* START Given material *

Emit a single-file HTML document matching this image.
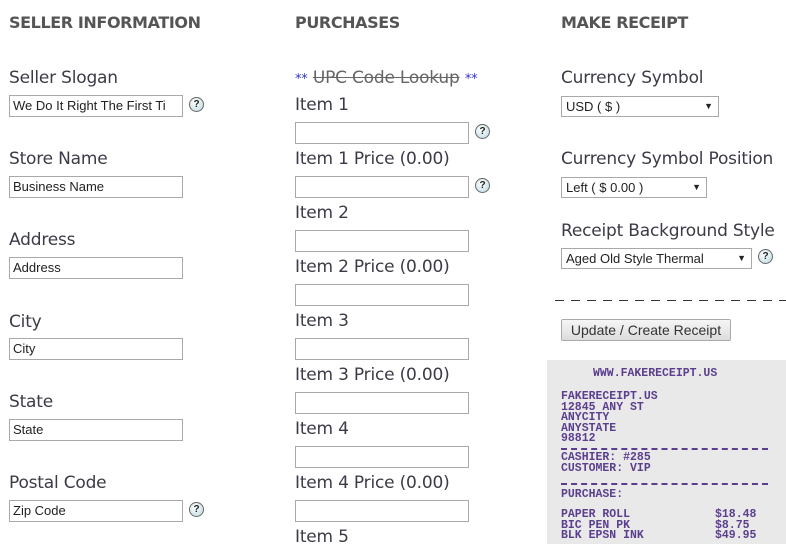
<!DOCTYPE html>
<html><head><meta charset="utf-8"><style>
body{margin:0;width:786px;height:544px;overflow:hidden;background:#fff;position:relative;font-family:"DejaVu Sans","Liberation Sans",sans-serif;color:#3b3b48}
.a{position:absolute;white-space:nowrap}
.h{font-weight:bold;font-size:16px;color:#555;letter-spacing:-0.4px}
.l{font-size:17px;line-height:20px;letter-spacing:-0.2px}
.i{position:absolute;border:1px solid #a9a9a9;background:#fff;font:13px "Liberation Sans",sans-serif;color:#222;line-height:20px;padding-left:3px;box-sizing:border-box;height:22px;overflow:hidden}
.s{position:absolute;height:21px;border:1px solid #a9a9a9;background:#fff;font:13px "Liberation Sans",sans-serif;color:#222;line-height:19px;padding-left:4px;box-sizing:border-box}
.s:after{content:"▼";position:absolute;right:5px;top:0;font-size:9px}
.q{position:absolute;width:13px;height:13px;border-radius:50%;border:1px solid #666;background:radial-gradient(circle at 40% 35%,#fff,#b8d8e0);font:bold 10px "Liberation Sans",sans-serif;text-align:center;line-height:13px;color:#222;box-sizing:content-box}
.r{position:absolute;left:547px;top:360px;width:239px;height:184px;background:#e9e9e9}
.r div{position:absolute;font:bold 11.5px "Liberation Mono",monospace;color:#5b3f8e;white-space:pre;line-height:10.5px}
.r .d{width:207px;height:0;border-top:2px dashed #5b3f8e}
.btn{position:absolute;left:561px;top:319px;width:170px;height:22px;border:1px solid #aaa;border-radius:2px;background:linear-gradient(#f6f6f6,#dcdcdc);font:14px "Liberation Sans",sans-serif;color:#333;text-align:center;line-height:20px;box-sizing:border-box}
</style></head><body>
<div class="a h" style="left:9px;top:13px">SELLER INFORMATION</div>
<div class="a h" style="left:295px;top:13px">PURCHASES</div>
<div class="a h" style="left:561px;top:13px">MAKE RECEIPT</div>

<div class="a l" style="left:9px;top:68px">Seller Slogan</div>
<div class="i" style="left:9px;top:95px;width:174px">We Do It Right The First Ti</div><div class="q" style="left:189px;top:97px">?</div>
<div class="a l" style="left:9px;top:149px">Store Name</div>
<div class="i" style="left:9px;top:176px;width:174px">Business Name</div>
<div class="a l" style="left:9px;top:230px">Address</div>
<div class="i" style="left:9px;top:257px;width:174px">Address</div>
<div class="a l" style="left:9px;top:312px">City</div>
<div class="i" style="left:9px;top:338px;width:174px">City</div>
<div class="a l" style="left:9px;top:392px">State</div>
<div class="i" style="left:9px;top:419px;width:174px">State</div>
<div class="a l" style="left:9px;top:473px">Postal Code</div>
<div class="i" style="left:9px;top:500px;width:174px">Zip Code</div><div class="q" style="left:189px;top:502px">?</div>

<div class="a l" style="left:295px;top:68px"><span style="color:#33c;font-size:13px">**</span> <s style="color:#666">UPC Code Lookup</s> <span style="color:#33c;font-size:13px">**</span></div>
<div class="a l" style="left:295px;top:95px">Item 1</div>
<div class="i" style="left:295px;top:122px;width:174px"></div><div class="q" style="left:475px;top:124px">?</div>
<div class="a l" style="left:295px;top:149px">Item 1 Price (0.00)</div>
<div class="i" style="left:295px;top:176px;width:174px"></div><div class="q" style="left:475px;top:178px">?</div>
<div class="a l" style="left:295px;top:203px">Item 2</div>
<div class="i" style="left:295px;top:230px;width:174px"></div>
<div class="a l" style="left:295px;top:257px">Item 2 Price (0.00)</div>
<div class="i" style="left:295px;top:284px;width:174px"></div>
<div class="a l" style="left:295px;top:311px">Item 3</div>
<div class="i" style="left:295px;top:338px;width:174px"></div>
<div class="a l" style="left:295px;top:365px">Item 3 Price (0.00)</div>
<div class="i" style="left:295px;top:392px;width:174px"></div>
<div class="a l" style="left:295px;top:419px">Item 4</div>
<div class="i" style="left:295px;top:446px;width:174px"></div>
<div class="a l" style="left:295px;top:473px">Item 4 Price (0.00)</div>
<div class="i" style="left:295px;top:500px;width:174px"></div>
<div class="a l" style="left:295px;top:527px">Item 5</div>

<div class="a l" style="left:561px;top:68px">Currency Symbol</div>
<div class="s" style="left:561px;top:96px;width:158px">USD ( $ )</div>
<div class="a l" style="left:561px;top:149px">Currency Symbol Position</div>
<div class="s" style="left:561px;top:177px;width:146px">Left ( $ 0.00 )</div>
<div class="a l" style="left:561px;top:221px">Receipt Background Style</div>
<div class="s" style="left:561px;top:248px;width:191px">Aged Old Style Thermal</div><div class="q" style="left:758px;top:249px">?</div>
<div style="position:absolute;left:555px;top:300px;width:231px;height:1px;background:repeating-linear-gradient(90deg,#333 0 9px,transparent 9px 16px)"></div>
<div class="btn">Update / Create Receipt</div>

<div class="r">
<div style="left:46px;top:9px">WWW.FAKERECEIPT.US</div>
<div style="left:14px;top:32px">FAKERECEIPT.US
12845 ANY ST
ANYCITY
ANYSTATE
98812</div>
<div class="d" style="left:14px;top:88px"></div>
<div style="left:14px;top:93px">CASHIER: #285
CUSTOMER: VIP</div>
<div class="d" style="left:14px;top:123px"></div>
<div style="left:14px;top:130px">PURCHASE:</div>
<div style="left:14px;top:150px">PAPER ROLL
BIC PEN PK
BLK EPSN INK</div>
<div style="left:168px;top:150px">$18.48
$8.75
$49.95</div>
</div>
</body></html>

* END Given material *

- _Aim_: Using the material above, set down every line exactly, but skip the pictures.

- _Full solution_:
Emit a single-file HTML document matching this image.
<!DOCTYPE html>
<html><head><meta charset="utf-8"><style>
body{margin:0;width:786px;height:544px;overflow:hidden;background:#fff;position:relative;font-family:"DejaVu Sans","Liberation Sans",sans-serif;color:#3b3b48}
.a{position:absolute;white-space:nowrap}
.h{font-weight:bold;font-size:16px;color:#555;letter-spacing:-0.4px}
.l{font-size:17px;line-height:20px;letter-spacing:-0.2px}
.i{position:absolute;border:1px solid #a9a9a9;background:#fff;font:13px "Liberation Sans",sans-serif;color:#222;line-height:20px;padding-left:3px;box-sizing:border-box;height:22px;overflow:hidden}
.s{position:absolute;height:21px;border:1px solid #a9a9a9;background:#fff;font:13px "Liberation Sans",sans-serif;color:#222;line-height:19px;padding-left:4px;box-sizing:border-box}
.s:after{content:"▼";position:absolute;right:5px;top:0;font-size:9px}
.q{position:absolute;width:13px;height:13px;border-radius:50%;border:1px solid #666;background:radial-gradient(circle at 40% 35%,#fff,#b8d8e0);font:bold 10px "Liberation Sans",sans-serif;text-align:center;line-height:13px;color:#222;box-sizing:content-box}
.r{position:absolute;left:547px;top:360px;width:239px;height:184px;background:#e9e9e9}
.r div{position:absolute;font:bold 11.5px "Liberation Mono",monospace;color:#5b3f8e;white-space:pre;line-height:10.5px}
.r .d{width:207px;height:0;border-top:2px dashed #5b3f8e}
.btn{position:absolute;left:561px;top:319px;width:170px;height:22px;border:1px solid #aaa;border-radius:2px;background:linear-gradient(#f6f6f6,#dcdcdc);font:14px "Liberation Sans",sans-serif;color:#333;text-align:center;line-height:20px;box-sizing:border-box}
</style></head><body>
<div class="a h" style="left:9px;top:13px">SELLER INFORMATION</div>
<div class="a h" style="left:295px;top:13px">PURCHASES</div>
<div class="a h" style="left:561px;top:13px">MAKE RECEIPT</div>

<div class="a l" style="left:9px;top:68px">Seller Slogan</div>
<div class="i" style="left:9px;top:95px;width:174px">We Do It Right The First Ti</div><div class="q" style="left:189px;top:97px">?</div>
<div class="a l" style="left:9px;top:149px">Store Name</div>
<div class="i" style="left:9px;top:176px;width:174px">Business Name</div>
<div class="a l" style="left:9px;top:230px">Address</div>
<div class="i" style="left:9px;top:257px;width:174px">Address</div>
<div class="a l" style="left:9px;top:312px">City</div>
<div class="i" style="left:9px;top:338px;width:174px">City</div>
<div class="a l" style="left:9px;top:392px">State</div>
<div class="i" style="left:9px;top:419px;width:174px">State</div>
<div class="a l" style="left:9px;top:473px">Postal Code</div>
<div class="i" style="left:9px;top:500px;width:174px">Zip Code</div><div class="q" style="left:189px;top:502px">?</div>

<div class="a l" style="left:295px;top:68px"><span style="color:#33c;font-size:13px">**</span> <s style="color:#666">UPC Code Lookup</s> <span style="color:#33c;font-size:13px">**</span></div>
<div class="a l" style="left:295px;top:95px">Item 1</div>
<div class="i" style="left:295px;top:122px;width:174px"></div><div class="q" style="left:475px;top:124px">?</div>
<div class="a l" style="left:295px;top:149px">Item 1 Price (0.00)</div>
<div class="i" style="left:295px;top:176px;width:174px"></div><div class="q" style="left:475px;top:178px">?</div>
<div class="a l" style="left:295px;top:203px">Item 2</div>
<div class="i" style="left:295px;top:230px;width:174px"></div>
<div class="a l" style="left:295px;top:257px">Item 2 Price (0.00)</div>
<div class="i" style="left:295px;top:284px;width:174px"></div>
<div class="a l" style="left:295px;top:311px">Item 3</div>
<div class="i" style="left:295px;top:338px;width:174px"></div>
<div class="a l" style="left:295px;top:365px">Item 3 Price (0.00)</div>
<div class="i" style="left:295px;top:392px;width:174px"></div>
<div class="a l" style="left:295px;top:419px">Item 4</div>
<div class="i" style="left:295px;top:446px;width:174px"></div>
<div class="a l" style="left:295px;top:473px">Item 4 Price (0.00)</div>
<div class="i" style="left:295px;top:500px;width:174px"></div>
<div class="a l" style="left:295px;top:527px">Item 5</div>

<div class="a l" style="left:561px;top:68px">Currency Symbol</div>
<div class="s" style="left:561px;top:96px;width:158px">USD ( $ )</div>
<div class="a l" style="left:561px;top:149px">Currency Symbol Position</div>
<div class="s" style="left:561px;top:177px;width:146px">Left ( $ 0.00 )</div>
<div class="a l" style="left:561px;top:221px">Receipt Background Style</div>
<div class="s" style="left:561px;top:248px;width:191px">Aged Old Style Thermal</div><div class="q" style="left:758px;top:249px">?</div>
<div style="position:absolute;left:555px;top:300px;width:231px;height:1px;background:repeating-linear-gradient(90deg,#333 0 9px,transparent 9px 16px)"></div>
<div class="btn">Update / Create Receipt</div>

<div class="r">
<div style="left:46px;top:9px">WWW.FAKERECEIPT.US</div>
<div style="left:14px;top:32px">FAKERECEIPT.US
12845 ANY ST
ANYCITY
ANYSTATE
98812</div>
<div class="d" style="left:14px;top:88px"></div>
<div style="left:14px;top:93px">CASHIER: #285
CUSTOMER: VIP</div>
<div class="d" style="left:14px;top:123px"></div>
<div style="left:14px;top:130px">PURCHASE:</div>
<div style="left:14px;top:150px">PAPER ROLL
BIC PEN PK
BLK EPSN INK</div>
<div style="left:168px;top:150px">$18.48
$8.75
$49.95</div>
</div>
</body></html>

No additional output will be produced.